I just returned from four days in coastal New Hampshire where I stayed in the home of my sister Karen and her husband Tony. They’ve completed restoration of their 1790 home less than two miles from the Atlantic ocean. On a home assessed at triple mine in Syracuse, they pay two thousand dollars less in property taxes, but that gap will surely grow as my assessment in this year of plummeting home values all across America spiked by $50,000. If I could do basic mathematics I’d use the tax rate to calculate what I’ll pay next year, but I think I’ll wait to be surprised so I can shoot myself when I open the bill. Apparently, $11,000.00 in annual property taxes is just not enough to keep this city going. I need to pay thousands more.

Karen and Tony in their North Hampton home
It’s interesting to note that taxes claimed the Armory Square businesses, not failure to meet payroll or declining revenues which shuttered businesses all over the country since this recession began. Taxes. A tax official proudly proclaimed on the news tonight that his office of tax enforcement recently hired new staff members to collect on these cheats, because it’s not fair for the rest of us who do pay taxes on time.
Well I have a different opinion of who are the cheats and it’s not these guys trying to make a go of it with a business in Armory Square. It’s the layer upon layer of useless and unproductive duplication and bureaucracy in Albany. I’m tired of hearing New York State has terrific schools and unique challenges that make the cost necessary. Hogwash. Every rust belt state is suffering and many of them, like Massachusetts, have better schools that don’t cost as much as ours. In New York, our answer is blow up the size of government and pass more laws so our elected officials can show they’re accomplishing something.

New England creativity. People made cottages from old fish shacks.
In New Hampshire, the “live free or die” state, we spoke of taxes over a fine dinner of $4.79 per pound lobster and salt potatoes. New Hampshire has no income tax, and no sales tax. I told Karen and Tony the state makes up for the difference by charging higher fees, but they haven’t seen it. They’ve had a big real estate transaction, they’ve registered vehicles, gotten driver’s licenses. And they have experience. Karen and Tony have lived in Massachusetts, California and Virginia before this latest adventure in New Hampshire. They claim the fees they pay now are no higher than anywhere else.
My sister and brother-in-law also live in what is referred to in New Hampshire as a “donor county”, which means it’s more affluent than others. Donor counties pay higher taxes than non-donor counties, and the money is spread out across the state to help residents in the rural areas far from the ocean estates and tourist draws. Even in a donor county, Karen and Tony find their tax burden to be reasonable.
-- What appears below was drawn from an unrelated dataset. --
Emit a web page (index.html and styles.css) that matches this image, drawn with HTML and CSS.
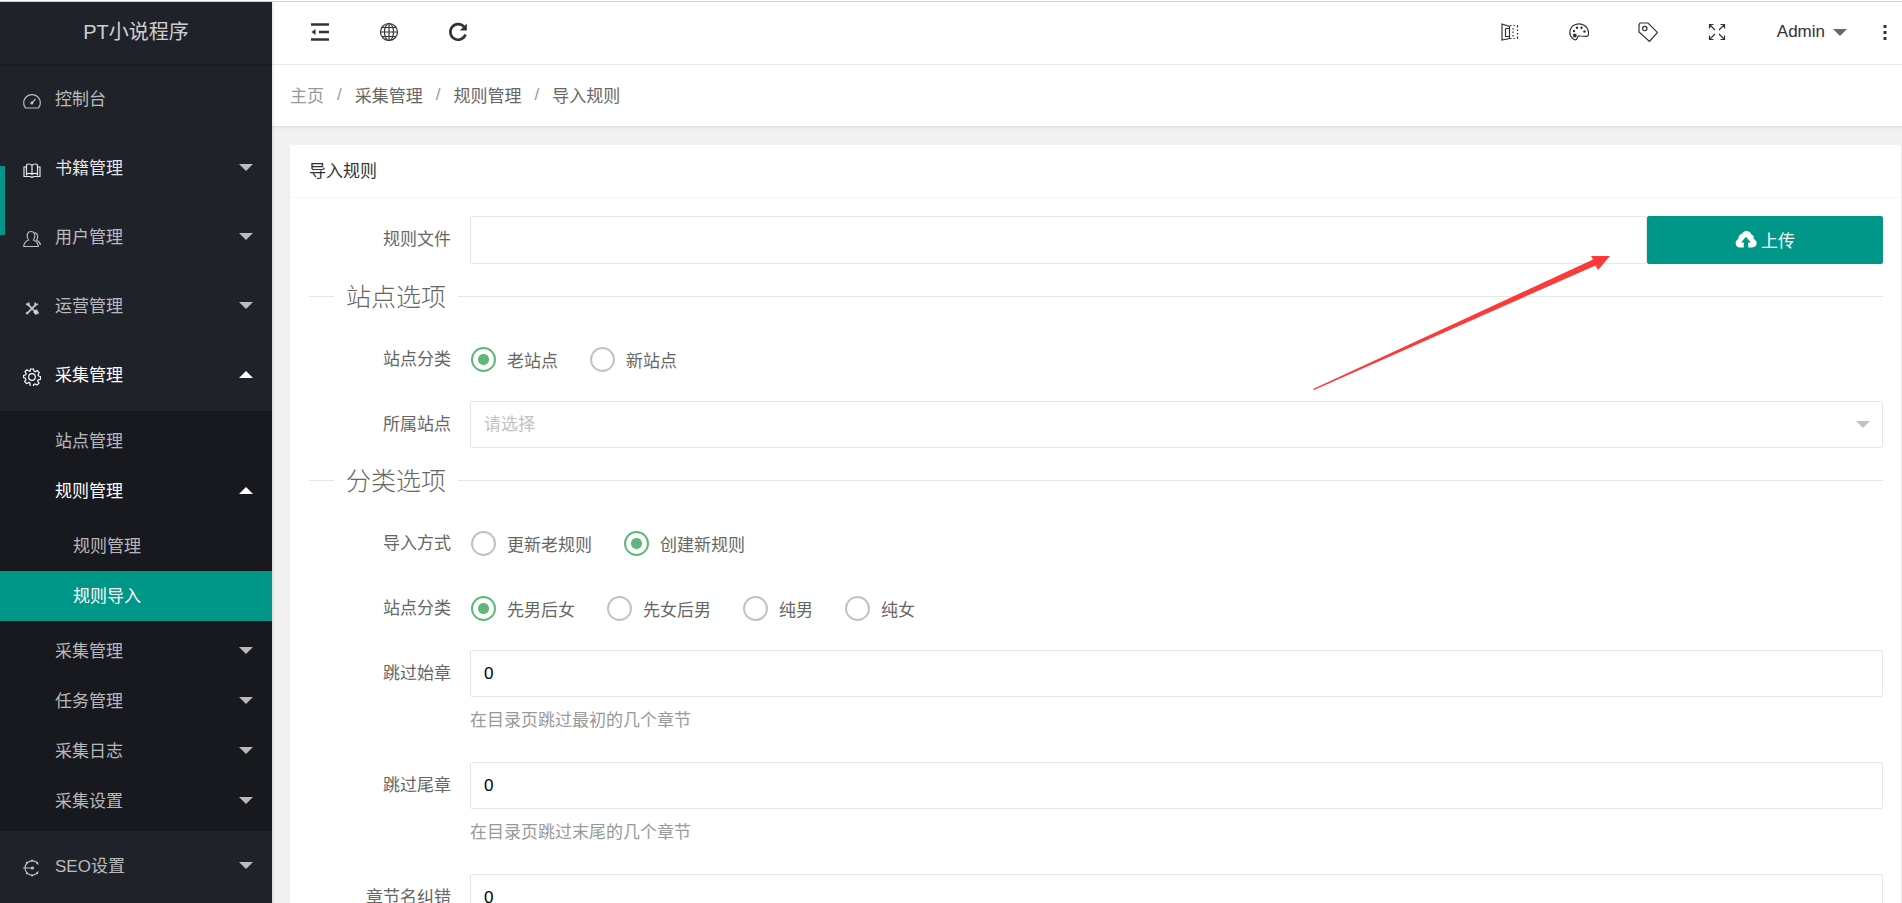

Lively Portsmouth, host to the President's Town Hall meeting on health care two days later
In the late 19th century, before a Pittsburgh company named Mine Safety Appliance invented detection equipment to alert miners to the presence of deadly gases, they used to lower cages of canaries down the shafts. After a few minutes the cages were brought up and if the canaries were dead, the miners knew not to descend that tunnel or they’d be dead too.
The “canary in the mine” is a phrase used to describe foreshadowing, a phrase that seems apt with the sudden closure of two well-established businesses in Armory Square. It’s messed up to use tax money to hire tax enforcers to collect more taxes, but that’s the spiral we’re living, and no one seems able to stop it. How about charging less tax to begin with and letting those workers do something productive like plant more flowers?
Miners never challenged what they saw in the cages. Where the atmosphere was suitable, they dug. But where it was not, they dropped the birds and went somewhere else.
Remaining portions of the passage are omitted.